Custom domains for gateway routes
Your hostname on TLS, traffic still routed to isolated handlers.
Situation
Why hostnames matter
Branded domains reduce phishing risk and make SDK defaults cleaner.
Some enterprise buyers expect certificate and DNS control in their tenant documentation.
Sharp edges
What goes wrong casually
Hard-coded vendor URLs complicate white-label and multi-tenant stories.
Misconfigured TLS or stale CNAMEs create flaky auth cookie behavior.
How Inquir fits
Gateway alignment
Bring domains through the gateway layer so function routing and TLS termination stay coherent.
Combine with API keys or other auth modes per route as needed.
Capabilities
Operational checklist
DNS
Plan ownership and TTL before cutover windows.
Certificates
Automate renewal where DNS and issuance policies allow.
Multi-tenant
See multi-tenant routing for host-per-customer setups.
Steps
How to attach custom domains to the Inquir gateway
Verify domain
Prove control via DNS records the platform expects.
Map routes
Attach paths or wildcard patterns to target functions.
Monitor
Watch handshake errors and 4xx spikes after go-live.
Code example
Conceptual mapping
Separate DNS proof from application routing concerns.
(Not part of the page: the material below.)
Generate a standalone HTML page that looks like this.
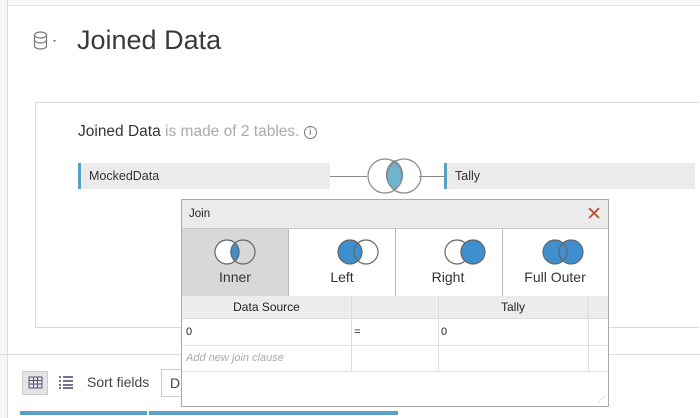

{ "host": "api.example.com", "routes": [{ "path": "/v1/ingest", "functionId": "ingest" }] }
Fit
Use branded domains when…
When to use
- Customer-facing APIs
- Webhook endpoints partners whitelist
When not to use
- Purely internal tools where default hosts suffice
FAQ
FAQ
Can I use wildcard subdomains for customer APIs?
Capability depends on deployment and certificate automation; confirm wildcard issuance and renewal in your environment before promising it in contracts.
What breaks when DNS or TLS is misconfigured?
Clients see handshake failures or wrong routes; monitor certificate expiry and CNAME health separately from application releases.
How do custom domains relate to webhook URLs?
Partners often whitelist your hostname; a stable api.yourproduct.com is easier to audit than a rotating vendor default.